What the task asks
Please determine how many lines of the material include the word "matches", and respond with nothing but that number.

Extracted material
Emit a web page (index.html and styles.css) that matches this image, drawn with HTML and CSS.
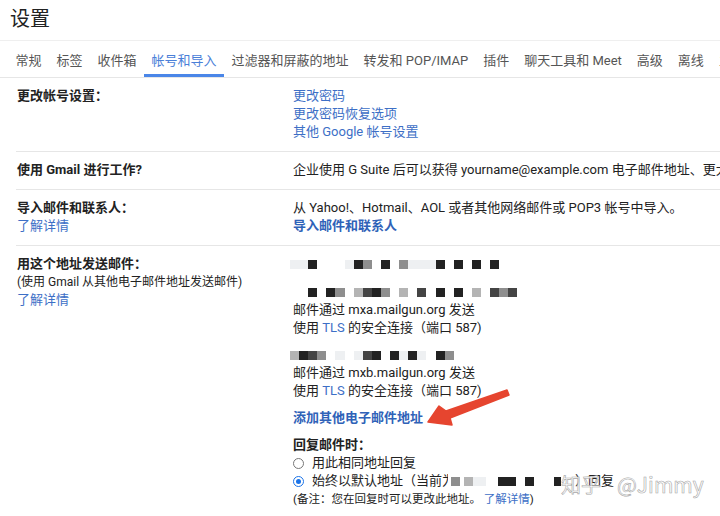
FILE: index.html
```html
<!DOCTYPE html>
<html lang="zh-CN">
<head>
  <meta charset="UTF-8">
  <title>设置</title>
  <link rel="stylesheet" href="styles.css">
</head>
<body>
<div class="page">
  <div class="title">设置</div>

  <div class="tabs">
    <div class="tab">常规</div>
    <div class="tab">标签</div>
    <div class="tab">收件箱</div>
    <div class="tab active">帐号和导入</div>
    <div class="tab">过滤器和屏蔽的地址</div>
    <div class="tab">转发和 POP/IMAP</div>
    <div class="tab">插件</div>
    <div class="tab">聊天工具和 Meet</div>
    <div class="tab">高级</div>
    <div class="tab">离线</div>
    <div class="tab">主题</div>
  </div>

  <div class="settings">
    <div class="row">
      <div class="label"><b>更改帐号设置：</b></div>
      <div class="value">
        <a class="link">更改密码</a><br>
        <a class="link">更改密码恢复选项</a><br>
        <a class="link">其他 Google 帐号设置</a>
      </div>
    </div>

    <div class="row">
      <div class="label"><b>使用 Gmail 进行工作?</b></div>
      <div class="value">企业使用 G Suite 后可以获得 yourname@example.com 电子邮件地址、更大的存储空间以及管理工具。</div>
    </div>

    <div class="row">
      <div class="label">
        <b>导入邮件和联系人：</b><br>
        <a class="link">了解详情</a>
      </div>
      <div class="value">
        从 Yahoo!、Hotmail、AOL 或者其他网络邮件或 POP3 帐号中导入。<br>
        <a class="link strong">导入邮件和联系人</a>
      </div>
    </div>

    <div class="row last">
      <div class="label">
        <b>用这个地址发送邮件：</b><br>
        <span class="small">(使用 Gmail 从其他电子邮件地址发送邮件)</span><br>
        <a class="link">了解详情</a>
      </div>
      <div class="value">
        <div class="sender">
          <div class="mosaic">
            <i class="k1"></i><i class="k1"></i><i class="k5"></i><i></i><i></i><i></i><i class="k1"></i><i class="k5"></i><i class="k3"></i><i></i><i class="k5"></i><i></i><i class="k3"></i><i class="k1"></i><i class="k1"></i><i class="k1"></i><i class="k5"></i><i></i><i class="k5"></i><i></i><i class="k5"></i><i></i><i class="k5"></i>
          </div>
          <div class="mosaic gap">
            <i></i><i></i><i class="k5"></i><i></i><i class="k5"></i><i class="k3"></i><i></i><i class="k2"></i><i class="k4"></i><i class="k5"></i><i class="k3"></i><i></i><i class="k2"></i><i></i><i class="k4"></i><i></i><i class="k5"></i><i></i><i class="k5"></i><i></i><i class="k2"></i><i></i><i class="k4"></i><i class="k3"></i><i class="k4"></i>
          </div>
          <div>邮件通过 mxa.mailgun.org 发送</div>
          <div>使用 <a class="link">TLS</a> 的安全连接（端口 587)</div>
        </div>

        <div class="sender">
          <div class="mosaic">
            <i class="k2"></i><i class="k5"></i><i class="k4"></i><i class="k3"></i><i></i><i class="k1"></i><i></i><i class="k1"></i><i class="k4"></i><i class="k5"></i><i></i><i class="k5"></i><i class="k1"></i><i class="k5"></i><i class="k1"></i><i></i><i class="k5"></i><i class="k3"></i>
          </div>
          <div>邮件通过 mxb.mailgun.org 发送</div>
          <div>使用 <a class="link">TLS</a> 的安全连接（端口 587)</div>
        </div>

        <div class="sender">
          <a class="link strong">添加其他电子邮件地址</a>
        </div>

        <div class="sender">
          <b>回复邮件时：</b>
          <div class="radio-line"><span class="radio"></span>用此相同地址回复</div>
          <div class="radio-line"><span class="radio checked"></span>始终以默认地址（当前<span class="cut">为</span><span class="blur"><i class="g3"></i><i class="k3"></i><i class="g4"></i><i class="k2"></i><i class="k1 w13"></i><i class="g12"></i><i class="k5 w18"></i><i class="g9"></i><i class="k5"></i><i class="g20"></i><i class="k5 w7"></i></span><span class="tail">）回复</span></div>
          <div class="note">(备注：您在回复时可以更改此地址。 <a class="link">了解详情</a>)</div>
        </div>
      </div>
    </div>
  </div>

  <svg class="arrow" width="100" height="50" viewBox="0 0 100 50">
    <polygon points="87,10 89,15 30,38 32,45 8,42 19,26 26,31" fill="#e6452f" stroke="#e6452f" stroke-width="1.5" stroke-linejoin="round"/>
  </svg>

  <div class="watermark">知乎<span class="handle">@Jimmy</span></div>
</div>
</body>
</html>
```

FILE: styles.css
```css
body {
  margin: 0;
  font-family: Roboto, "Noto Sans CJK SC", sans-serif;
  font-size: 13px;
  color: #222;
  background: #fff;
}

.page {
  position: relative;
  width: 720px;
  height: 516px;
  overflow: hidden;
}

.title {
  height: 40px;
  line-height: 39px;
  padding-left: 10px;
  font-size: 20px;
  border-bottom: 1px solid #efefef;
}

.tabs {
  display: flex;
  height: 37px;
  padding-left: 8px;
  border-bottom: 1px solid #e6e6e6;
  white-space: nowrap;
  box-sizing: border-box;
}

.tab {
  display: flex;
  align-items: center;
  flex: none;
  padding: 3px 7.5px 0;
  border-bottom: 3px solid transparent;
  color: #555;
}

.tab.active {
  color: #4a80d8;
  border-bottom-color: #4a86e8;
}

.settings {
  margin-left: 16px;
}

.row {
  display: flex;
  padding: 9px 0 10px;
  border-bottom: 1px solid #e6e6e6;
  line-height: 18px;
}

.row.last {
  border-bottom: none;
}

.label {
  width: 276px;
  flex: none;
  padding-left: 1px;
}

.value {
  flex: 1;
  white-space: nowrap;
}

.link {
  color: #3d6fc6;
  text-decoration: none;
}

.link.strong {
  color: #2f62b8;
  font-weight: bold;
}

.small {
  font-size: 12px;
}

.sender {
  margin-bottom: 9px;
}

.mosaic {
  display: flex;
  align-items: center;
  height: 18px;
  margin-left: -3px;
}

.mosaic.gap {
  margin-top: 10px;
}

.mosaic i {
  display: block;
  width: 9.1px;
  height: 9px;
}

.k1 { background: #eef0f2; }
.k2 { background: #b4b4b4; }
.k3 { background: #8e8e8e; }
.k4 { background: #444; }
.k5 { background: #222; }

.radio-line {
  display: flex;
  align-items: center;
}

.radio {
  width: 9px;
  height: 9px;
  margin-right: 8px;
  border: 1px solid #777;
  border-radius: 50%;
  box-sizing: content-box;
  position: relative;
}

.radio.checked {
  border-color: #1a73e8;
}

.radio.checked::after {
  content: "";
  position: absolute;
  left: 2px;
  top: 2px;
  width: 5px;
  height: 5px;
  border-radius: 50%;
  background: #1a73e8;
}

.cut {
  display: inline-block;
  width: 6px;
  overflow: hidden;
}

.blur {
  display: flex;
  align-items: center;
  height: 18px;
}

.blur i {
  display: block;
  width: 9px;
  height: 9px;
}

.blur .w7 { width: 7px; }
.blur .w13 { width: 13px; }
.blur .w18 { width: 18px; }
.blur .g3 { width: 3px; }
.blur .g4 { width: 4px; }
.blur .g9 { width: 9px; }
.blur .g12 { width: 12px; }
.blur .g20 { width: 20px; }

.tail {
  margin-left: 14px;
}

.note {
  font-size: 11.5px;
}

.arrow {
  position: absolute;
  left: 420px;
  top: 380px;
}

.watermark {
  position: absolute;
  left: 561px;
  top: 469px;
  font-family: "Noto Sans CJK SC", sans-serif;
  font-size: 20px;
  color: rgba(255, 255, 255, 0.85);
  -webkit-text-stroke: 0.6px #a8a8a8;
  white-space: nowrap;
}

.watermark .handle {
  margin-left: 16px;
  font-size: 21px;
}
```
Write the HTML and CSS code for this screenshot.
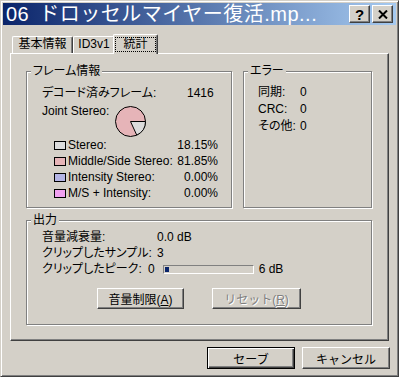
FILE: index.html
```html
<!DOCTYPE html>
<html lang="ja">
<head>
  <meta charset="UTF-8" />
  <title>06 ドロッセルマイヤー復活.mp3 - 統計</title>
  <link rel="stylesheet" href="styles.css">
</head>
<body>
<div class="window">
  <div class="titlebar">
    <span class="title">06 ドロッセルマイヤー復活.mp...</span>
    <div class="caption-buttons">
      <button class="caption-btn help">?</button>
      <button class="caption-btn close">
        <svg width="10" height="9" viewBox="0 0 10 9"><path d="M1 0.5 L9 8.5 M9 0.5 L1 8.5" stroke="#000" stroke-width="2"/></svg>
      </button>
    </div>
  </div>

  <div class="tabs">
    <div class="tab tab-basic">基本情報</div>
    <div class="tab tab-id3">ID3v1</div>
    <div class="tab tab-stats active"><span class="focus">統計</span></div>
  </div>

  <div class="panel">
    <div class="top-groups">
      <div class="group frames">
        <span class="group-label">フレーム情報</span>
        <div class="row">
          <span class="label decoded">デコード済みフレーム:</span>
          <span>1416</span>
        </div>
        <div class="row joint">
          <span class="label">Joint Stereo:</span>
          <svg class="pie" width="31" height="31" viewBox="0 0 31 31">
            <circle cx="15.5" cy="15.5" r="15" fill="#e6b4b8" stroke="#000" stroke-width="1"/>
            <path d="M15.5 15.5 L30.5 15.5 A15 15 0 0 1 21.76 29.13 Z" fill="#dcdcdc" stroke="#000" stroke-width="1"/>
          </svg>
        </div>
        <ul class="legend">
          <li><i class="swatch swatch-stereo"></i>Stereo:<span class="pct">18.15%</span></li>
          <li><i class="swatch swatch-ms"></i>Middle/Side Stereo:<span class="pct">81.85%</span></li>
          <li><i class="swatch swatch-intensity"></i>Intensity Stereo:<span class="pct">0.00%</span></li>
          <li><i class="swatch swatch-msi"></i>M/S + Intensity:<span class="pct">0.00%</span></li>
        </ul>
      </div>

      <div class="group errors">
        <span class="group-label">エラー</span>
        <div class="row"><span class="label">同期:</span><span>0</span></div>
        <div class="row"><span class="label">CRC:</span><span>0</span></div>
        <div class="row"><span class="label">その他:</span><span>0</span></div>
      </div>
    </div>

    <div class="group output">
      <span class="group-label">出力</span>
      <div class="row"><span class="label">音量減衰量:</span><span>0.0 dB</span></div>
      <div class="row"><span class="label">クリップしたサンプル:</span><span>3</span></div>
      <div class="row">
        <span class="label peak">クリップしたピーク:</span>
        <span>0</span>
        <div class="meter"><div class="meter-fill"></div></div>
        <span class="meter-max">6 dB</span>
      </div>
      <div class="output-buttons">
        <button class="btn btn-limit">音量制限(<u>A</u>)</button>
        <button class="btn btn-reset" disabled>リセット(<u>R</u>)</button>
      </div>
    </div>
  </div>

  <div class="footer">
    <button class="btn default">セーブ</button>
    <button class="btn">キャンセル</button>
  </div>
</div>
</body>
</html>
```

FILE: styles.css
```css
body {
  margin: 0;
  background: #d4d0c8;
  font-family: "Liberation Sans", "Noto Sans CJK JP", sans-serif;
  font-size: 12px;
  font-feature-settings: "palt";
  color: #000;
}

.window {
  width: 399px;
  height: 377px;
  box-sizing: border-box;
  padding: 2px;
  background: #d4d0c8;
  border: 1px solid;
  border-color: #d4d0c8 #404040 #404040 #d4d0c8;
  box-shadow: inset 1px 1px #fff, inset -1px -1px #808080;
}

/* title bar */
.titlebar {
  height: 22px;
  display: flex;
  align-items: center;
  padding: 0 3px;
  background: linear-gradient(to right, #0a246a, #a6caf0);
}

.title {
  flex: 1;
  overflow: hidden;
  white-space: nowrap;
  color: #fff;
  font-size: 20px;
  line-height: 22px;
  letter-spacing: 0.5px;
  word-spacing: 4px;
  font-feature-settings: normal;
}

.caption-buttons {
  display: flex;
  gap: 2px;
}

.caption-btn {
  width: 21px;
  height: 18px;
  padding: 0;
  display: flex;
  align-items: center;
  justify-content: center;
  background: #d4d0c8;
  border: 1px solid;
  border-color: #fff #404040 #404040 #fff;
  box-shadow: inset -1px -1px #808080;
  font-family: "Liberation Sans", sans-serif;
  font-weight: bold;
  font-size: 15px;
  line-height: 1;
}

/* tabs */
.tabs {
  display: flex;
  align-items: flex-end;
  height: 19px;
  margin: 9px 0 0 7px;
  padding-left: 2px;
}

.tab {
  height: 17px;
  box-sizing: border-box;
  text-align: center;
  line-height: 15px;
  border-top: 1px solid #fff;
  border-left: 1px solid #fff;
  border-right: 1px solid #404040;
  border-radius: 2px 2px 0 0;
  box-shadow: inset -1px 0 #808080;
}

.tab-basic { width: 61px; }
.tab-id3 { width: 42px; }
.tab-stats { width: 41px; }

.tab.active {
  position: relative;
  z-index: 1;
  height: 20px;
  width: 45px;
  margin: 0 -2px -1px -2px;
  padding-top: 2px;
  background: #d4d0c8;
  line-height: 13px;
}

.focus {
  display: inline-block;
  padding: 0 7px;
  border: 1px dotted #000;
}

/* tab panel */
.panel {
  width: 379px;
  height: 288px;
  margin-left: 7px;
  box-sizing: border-box;
  padding: 17px 15px 0 15px;
  border: 1px solid;
  border-color: #fff #404040 #404040 #fff;
  box-shadow: inset -1px -1px #808080;
}

.top-groups {
  display: flex;
  gap: 11px;
}

.group {
  position: relative;
  box-sizing: border-box;
  border: 1px solid #808080;
  box-shadow: inset 1px 1px #fff, 1px 1px #fff;
}

.group-label {
  position: absolute;
  top: -8px;
  left: 4px;
  padding: 0 2px;
  line-height: 14px;
  background: #d4d0c8;
}

.row {
  display: flex;
  align-items: center;
  line-height: 16px;
}

.frames {
  width: 206px;
  height: 137px;
  padding: 13px 13px 0 15px;
}

.frames .decoded { width: 145px; }

.joint {
  align-items: flex-start;
  margin-top: 2px;
}

.joint .label { width: 73px; }

.pie {
  display: block;
  margin-top: 3px;
}

.legend {
  list-style: none;
  margin: 0;
  padding: 0 0 0 12px;
}

.legend li {
  display: flex;
  align-items: center;
  height: 16px;
}

.swatch {
  width: 12px;
  height: 9px;
  box-sizing: border-box;
  border: 1px solid #000;
  margin-right: 2px;
}

.swatch-stereo { background: #dcdcdc; }
.swatch-ms { background: #e6b4b8; }
.swatch-intensity { background: #b4b4e6; }
.swatch-msi { background: #f0a0f0; }

.pct { margin-left: auto; }

.errors {
  width: 129px;
  height: 137px;
  padding: 12px 0 0 14px;
}

.errors .row { line-height: 17px; }
.errors .label { width: 42px; }

.output {
  width: 346px;
  height: 105px;
  margin-top: 12px;
  padding: 8px 0 0 15px;
}

.output .label { width: 115px; }
.output .label.peak { width: 106px; }

.meter {
  width: 91px;
  height: 9px;
  margin-left: 8px;
  box-sizing: border-box;
  padding: 1px;
  border: 1px solid;
  border-color: #808080 #fff #fff #808080;
}

.meter-fill {
  width: 4px;
  height: 5px;
  background: #0a246a;
}

.meter-max { margin-left: 5px; }

.output-buttons {
  display: flex;
  gap: 28px;
  margin: 11px 0 0 55px;
}

/* buttons */
.btn {
  height: 21px;
  padding: 0;
  font-family: inherit;
  font-size: 12px;
  color: #000;
  background: #d4d0c8;
  border: 1px solid;
  border-color: #fff #404040 #404040 #fff;
  box-shadow: inset -1px -1px #808080;
}

.btn-limit { width: 87px; }
.btn-reset { width: 89px; }

.btn:disabled {
  color: #808080;
  text-shadow: 1px 1px #fff;
}

.footer {
  display: flex;
  justify-content: flex-end;
  gap: 7px;
  margin-top: 6px;
  padding-right: 6px;
}

.footer .btn {
  width: 88px;
  height: 22px;
}

.btn.default {
  border-color: #000;
  box-shadow: inset 1px 1px #fff, inset -1px -1px #404040, inset -2px -2px #808080;
}
```
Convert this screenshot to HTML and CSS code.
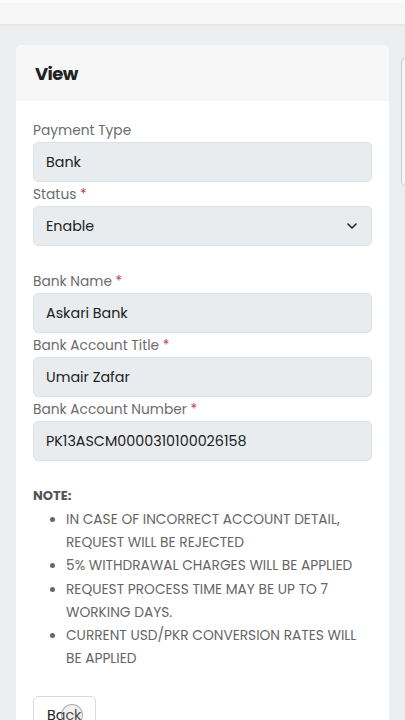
FILE: index.html
```html
<!DOCTYPE html>
<html lang="en">
<head>
<meta charset="utf-8">
<meta name="viewport" content="width=device-width, initial-scale=1">
<title>View</title>
<link rel="stylesheet" href="styles.css">
</head>
<body>
<div class="topbar"></div>
<div class="main">
  <div class="card">
    <div class="card-header">View</div>
    <div class="card-body">
      <label class="lbl">Payment Type</label>
      <div class="field">Bank</div>
      <label class="lbl">Status <span class="req">*</span></label>
      <div class="field select">Enable
        <svg class="chev" width="10" height="6" viewBox="0 0 10 6"><path d="M1 1l4 4 4-4" fill="none" stroke="#222" stroke-width="1.6" stroke-linecap="round" stroke-linejoin="round"/></svg>
      </div>
      <label class="lbl gap">Bank Name <span class="req">*</span></label>
      <div class="field">Askari Bank</div>
      <label class="lbl">Bank Account Title <span class="req">*</span></label>
      <div class="field">Umair Zafar</div>
      <label class="lbl">Bank Account Number <span class="req">*</span></label>
      <div class="field">PK13ASCM0000310100026158</div>
      <div class="note">NOTE:</div>
      <ul class="notes">
        <li>IN CASE OF INCORRECT ACCOUNT DETAIL, REQUEST WILL BE REJECTED</li>
        <li>5% WITHDRAWAL CHARGES WILL BE APPLIED</li>
        <li>REQUEST PROCESS TIME MAY BE UP TO 7 WORKING DAYS.</li>
        <li>CURRENT USD/PKR CONVERSION RATES WILL BE APPLIED</li>
      </ul>
      <button class="btn">Back<span class="touch"></span></button>
    </div>
  </div>
  <div class="side-card"></div>
</div>
</body>
</html>
```
FILE: styles.css
```css
html, body {
  margin: 0;
  padding: 0;
  overflow: hidden;
}
body {
  background: #eceef0;
  font-family: "Poppins", "Open Sans", "DejaVu Sans", sans-serif;
  width: 405px;
  height: 720px;
}
.topbar {
  height: 21px;
  background: #f7f7f8;
  border-top: 3px solid #fbfbfb;
  box-shadow: 0 1px 3px rgba(0,0,0,0.06);
}
.main {
  display: flex;
  align-items: flex-start;
  gap: 12px;
  padding: 21px 0 0 16px;
}
.card {
  flex: 0 0 373px;
  background: #fff;
  border-radius: 6px;
  overflow: hidden;
}
.card-header {
  height: 56px;
  background: #f7f7f8;
  padding-left: 19px;
  box-sizing: border-box;
  display: flex;
  align-items: center;
  font-size: 18px;
  font-weight: 700;
  color: #222;
  letter-spacing: -0.6px;
}
.card-body {
  padding: 17px 17px 30px 17px;
}
.lbl {
  display: block;
  font-size: 13.75px;
  line-height: 21px;
  color: #6c6c6c;
  margin: 2px 0 1px;
}
.lbl.gap {
  margin-top: 25px;
}
.req {
  color: #b8485c;
}
.field {
  height: 40px;
  box-sizing: border-box;
  background: #e9ecef;
  border: 1px solid #dfe2e5;
  border-radius: 5px;
  padding: 0 12px;
  display: flex;
  align-items: center;
  font-size: 14.3px;
  color: #222;
}
.field.select {
  justify-content: space-between;
  padding-right: 14px;
}
.chev {
  display: block;
}
.note {
  margin-top: 25px;
  font-size: 13px;
  line-height: 20px;
  font-weight: 700;
  color: #555;
}
.notes {
  margin: 2px 0 0;
  padding-left: 33px;
  font-size: 13.75px;
  line-height: 23.2px;
  color: #666;
}
.btn {
  position: relative;
  margin-top: 26px;
  height: 38px;
  padding: 0 14px 0 13px;
  background: #fff;
  border: 1px solid #d9dbde;
  border-radius: 5px;
  font-family: inherit;
  font-size: 14.3px;
  color: #222;
}
.touch {
  position: absolute;
  left: 27px;
  top: 7px;
  width: 20px;
  height: 20px;
  border: 1.5px solid rgba(120,120,120,0.55);
  border-radius: 50%;
  background: rgba(200,200,200,0.25);
}
.side-card {
  flex: 0 0 120px;
  margin-top: 12px;
  height: 128px;
  background: #f6f7f8;
  border: 1px solid #c9ccd0;
  border-radius: 6px;
}
```
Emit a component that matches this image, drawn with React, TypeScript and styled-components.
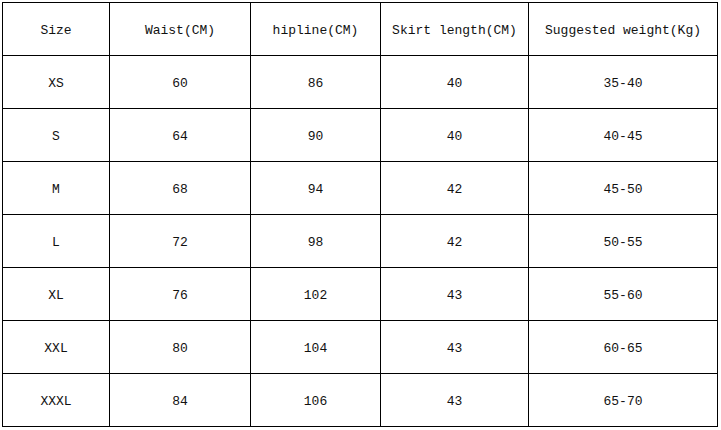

Task solution
2